- 1/2 cup unsalted butter
- 1 1/4 cup brown sugar packed
- 1 extra-large egg
- 1 tbsp bourbon
- 1 tsp vanilla extract
- 1 3/4 cups all purpose flour
- 1/2 tsp baking soda
- 1/2 tsp kosher salt
- 1/2 tsp ground cinnamon
- 1/2 tsp ground nutmeg
- 1/4 cup buttermilk
- 1/2 cup chopped pecans (or almonds)
- 3/4 cup dried cranberries
- 3/4 cup candied cherries, halved
- 1/4 cup glace-candied fruit mix (such as candied pineapple, citron, orange peel, red cherries)
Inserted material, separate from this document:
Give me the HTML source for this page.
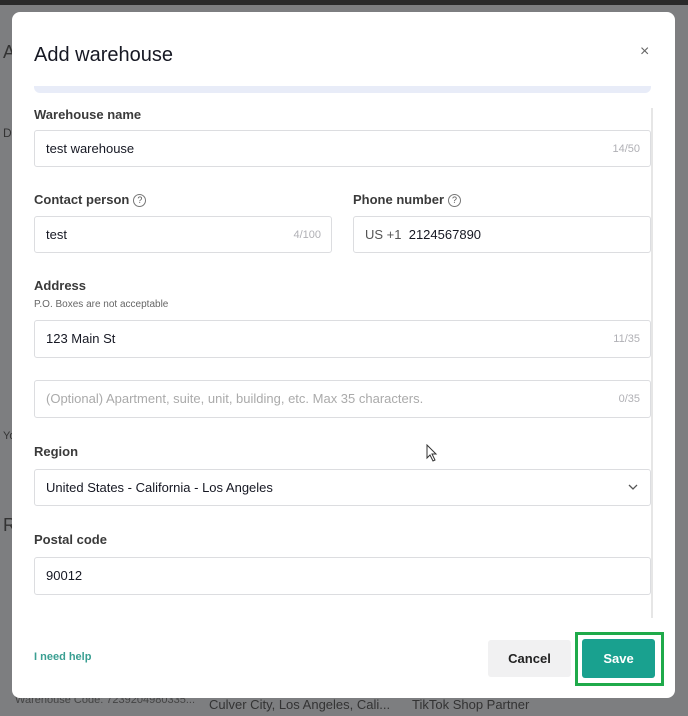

- Preheat oven to 400 degrees F.
- In a bowl of an electric mixer fitted with the paddle attachment, cream the butter and brown sugar on medium speed until fluffy. Beat in egg; add bourbon and vanilla extract and mix until fully blended.
- In another bowl, combine flour, baking soda, salt, cinnamon and nutmeg; whisk to blend.
- Alternatively, add dry ingredients and buttermilk to batter and mix until blended.
- Fold the chopped nuts and fruit into batter by hand. Chill dough 10 minutes.
- Drop dough by rounded tablespoons or with a small ice cream scoop, about 2 inches apart, onto cookie sheets lined with baking paper.
- Bake each cookie sheet for 8 to 9 minutes, until lightly golden.